§ **Information supplied**:
— start —
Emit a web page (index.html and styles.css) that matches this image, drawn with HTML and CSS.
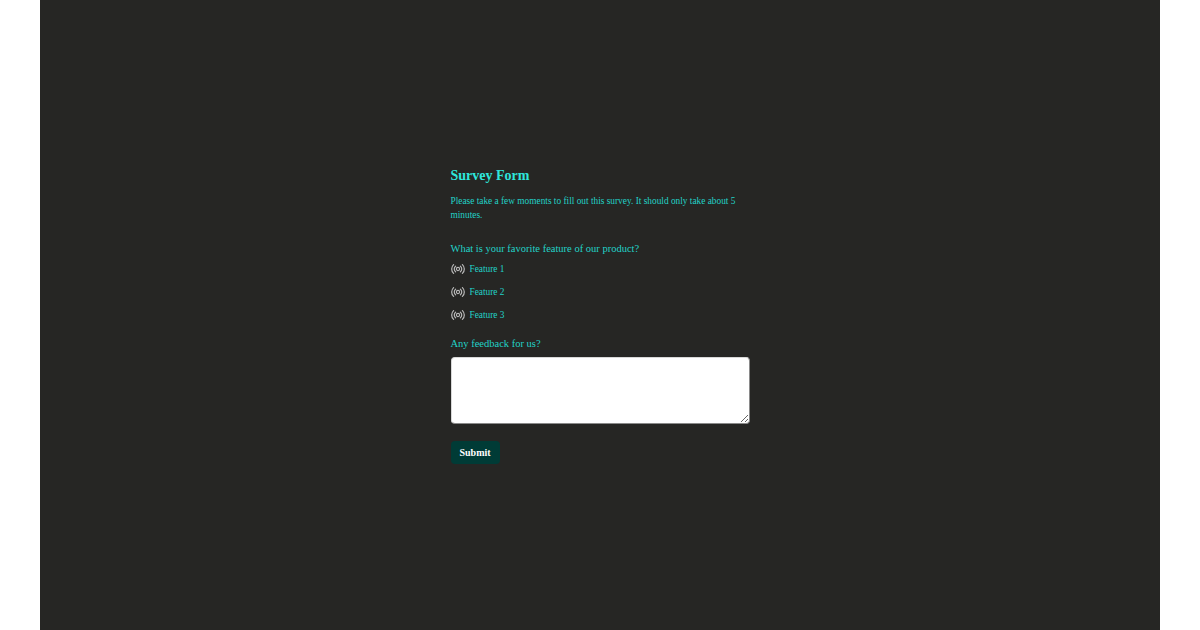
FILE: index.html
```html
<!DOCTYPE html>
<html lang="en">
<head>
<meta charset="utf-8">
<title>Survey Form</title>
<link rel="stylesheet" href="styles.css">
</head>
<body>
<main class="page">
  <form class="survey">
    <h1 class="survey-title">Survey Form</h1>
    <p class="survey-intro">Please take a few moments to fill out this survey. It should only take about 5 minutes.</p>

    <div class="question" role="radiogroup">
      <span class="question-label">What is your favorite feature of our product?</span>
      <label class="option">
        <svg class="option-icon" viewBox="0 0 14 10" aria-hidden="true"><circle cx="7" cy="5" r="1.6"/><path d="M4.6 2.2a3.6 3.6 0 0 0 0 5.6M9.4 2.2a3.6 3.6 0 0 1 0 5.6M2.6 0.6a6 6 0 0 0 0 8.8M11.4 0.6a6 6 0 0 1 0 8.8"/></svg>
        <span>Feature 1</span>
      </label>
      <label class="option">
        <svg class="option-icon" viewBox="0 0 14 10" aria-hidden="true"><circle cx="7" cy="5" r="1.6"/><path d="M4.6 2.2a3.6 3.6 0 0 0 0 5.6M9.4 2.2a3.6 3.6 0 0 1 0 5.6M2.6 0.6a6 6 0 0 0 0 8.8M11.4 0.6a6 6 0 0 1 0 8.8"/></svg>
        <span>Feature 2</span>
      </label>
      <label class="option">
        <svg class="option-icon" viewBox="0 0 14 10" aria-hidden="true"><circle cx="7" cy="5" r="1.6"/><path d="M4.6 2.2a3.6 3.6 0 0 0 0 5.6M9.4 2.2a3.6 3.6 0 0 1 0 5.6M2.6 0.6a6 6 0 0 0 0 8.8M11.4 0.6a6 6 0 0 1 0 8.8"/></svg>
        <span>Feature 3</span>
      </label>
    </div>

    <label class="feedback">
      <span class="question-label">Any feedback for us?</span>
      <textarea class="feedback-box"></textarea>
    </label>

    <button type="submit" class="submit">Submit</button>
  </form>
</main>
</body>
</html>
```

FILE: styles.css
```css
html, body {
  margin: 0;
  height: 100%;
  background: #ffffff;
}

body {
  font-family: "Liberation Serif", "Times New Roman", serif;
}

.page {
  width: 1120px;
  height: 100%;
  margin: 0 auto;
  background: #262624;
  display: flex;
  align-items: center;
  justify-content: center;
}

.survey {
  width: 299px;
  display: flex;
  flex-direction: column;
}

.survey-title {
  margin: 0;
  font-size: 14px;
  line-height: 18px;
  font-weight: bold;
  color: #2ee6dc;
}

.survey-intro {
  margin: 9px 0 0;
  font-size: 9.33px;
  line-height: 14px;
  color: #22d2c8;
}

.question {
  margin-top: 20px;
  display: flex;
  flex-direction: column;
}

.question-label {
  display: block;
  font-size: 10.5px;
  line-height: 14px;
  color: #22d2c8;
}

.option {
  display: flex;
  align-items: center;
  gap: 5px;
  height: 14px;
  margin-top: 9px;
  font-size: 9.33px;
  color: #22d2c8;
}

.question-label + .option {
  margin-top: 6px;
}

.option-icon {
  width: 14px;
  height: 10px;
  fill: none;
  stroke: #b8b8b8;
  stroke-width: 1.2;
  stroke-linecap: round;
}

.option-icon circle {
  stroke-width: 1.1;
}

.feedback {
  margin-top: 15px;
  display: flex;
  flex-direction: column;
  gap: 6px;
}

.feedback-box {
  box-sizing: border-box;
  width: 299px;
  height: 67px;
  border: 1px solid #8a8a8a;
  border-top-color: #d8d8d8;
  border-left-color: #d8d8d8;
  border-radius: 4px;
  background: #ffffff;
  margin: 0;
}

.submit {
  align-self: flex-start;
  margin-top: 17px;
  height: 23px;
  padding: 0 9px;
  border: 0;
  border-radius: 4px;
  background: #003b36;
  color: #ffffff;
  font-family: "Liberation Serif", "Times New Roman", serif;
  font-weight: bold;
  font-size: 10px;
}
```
— end —
§ **What you should do**: Write out each line of the data exactly; the images should be left out.

§ **Result**:
Emit a web page (index.html and styles.css) that matches this image, drawn with HTML and CSS.
FILE: index.html
```html
<!DOCTYPE html>
<html lang="en">
<head>
<meta charset="utf-8">
<title>Survey Form</title>
<link rel="stylesheet" href="styles.css">
</head>
<body>
<main class="page">
  <form class="survey">
    <h1 class="survey-title">Survey Form</h1>
    <p class="survey-intro">Please take a few moments to fill out this survey. It should only take about 5 minutes.</p>

    <div class="question" role="radiogroup">
      <span class="question-label">What is your favorite feature of our product?</span>
      <label class="option">
        <svg class="option-icon" viewBox="0 0 14 10" aria-hidden="true"><circle cx="7" cy="5" r="1.6"/><path d="M4.6 2.2a3.6 3.6 0 0 0 0 5.6M9.4 2.2a3.6 3.6 0 0 1 0 5.6M2.6 0.6a6 6 0 0 0 0 8.8M11.4 0.6a6 6 0 0 1 0 8.8"/></svg>
        <span>Feature 1</span>
      </label>
      <label class="option">
        <svg class="option-icon" viewBox="0 0 14 10" aria-hidden="true"><circle cx="7" cy="5" r="1.6"/><path d="M4.6 2.2a3.6 3.6 0 0 0 0 5.6M9.4 2.2a3.6 3.6 0 0 1 0 5.6M2.6 0.6a6 6 0 0 0 0 8.8M11.4 0.6a6 6 0 0 1 0 8.8"/></svg>
        <span>Feature 2</span>
      </label>
      <label class="option">
        <svg class="option-icon" viewBox="0 0 14 10" aria-hidden="true"><circle cx="7" cy="5" r="1.6"/><path d="M4.6 2.2a3.6 3.6 0 0 0 0 5.6M9.4 2.2a3.6 3.6 0 0 1 0 5.6M2.6 0.6a6 6 0 0 0 0 8.8M11.4 0.6a6 6 0 0 1 0 8.8"/></svg>
        <span>Feature 3</span>
      </label>
    </div>

    <label class="feedback">
      <span class="question-label">Any feedback for us?</span>
      <textarea class="feedback-box"></textarea>
    </label>

    <button type="submit" class="submit">Submit</button>
  </form>
</main>
</body>
</html>
```

FILE: styles.css
```css
html, body {
  margin: 0;
  height: 100%;
  background: #ffffff;
}

body {
  font-family: "Liberation Serif", "Times New Roman", serif;
}

.page {
  width: 1120px;
  height: 100%;
  margin: 0 auto;
  background: #262624;
  display: flex;
  align-items: center;
  justify-content: center;
}

.survey {
  width: 299px;
  display: flex;
  flex-direction: column;
}

.survey-title {
  margin: 0;
  font-size: 14px;
  line-height: 18px;
  font-weight: bold;
  color: #2ee6dc;
}

.survey-intro {
  margin: 9px 0 0;
  font-size: 9.33px;
  line-height: 14px;
  color: #22d2c8;
}

.question {
  margin-top: 20px;
  display: flex;
  flex-direction: column;
}

.question-label {
  display: block;
  font-size: 10.5px;
  line-height: 14px;
  color: #22d2c8;
}

.option {
  display: flex;
  align-items: center;
  gap: 5px;
  height: 14px;
  margin-top: 9px;
  font-size: 9.33px;
  color: #22d2c8;
}

.question-label + .option {
  margin-top: 6px;
}

.option-icon {
  width: 14px;
  height: 10px;
  fill: none;
  stroke: #b8b8b8;
  stroke-width: 1.2;
  stroke-linecap: round;
}

.option-icon circle {
  stroke-width: 1.1;
}

.feedback {
  margin-top: 15px;
  display: flex;
  flex-direction: column;
  gap: 6px;
}

.feedback-box {
  box-sizing: border-box;
  width: 299px;
  height: 67px;
  border: 1px solid #8a8a8a;
  border-top-color: #d8d8d8;
  border-left-color: #d8d8d8;
  border-radius: 4px;
  background: #ffffff;
  margin: 0;
}

.submit {
  align-self: flex-start;
  margin-top: 17px;
  height: 23px;
  padding: 0 9px;
  border: 0;
  border-radius: 4px;
  background: #003b36;
  color: #ffffff;
  font-family: "Liberation Serif", "Times New Roman", serif;
  font-weight: bold;
  font-size: 10px;
}
```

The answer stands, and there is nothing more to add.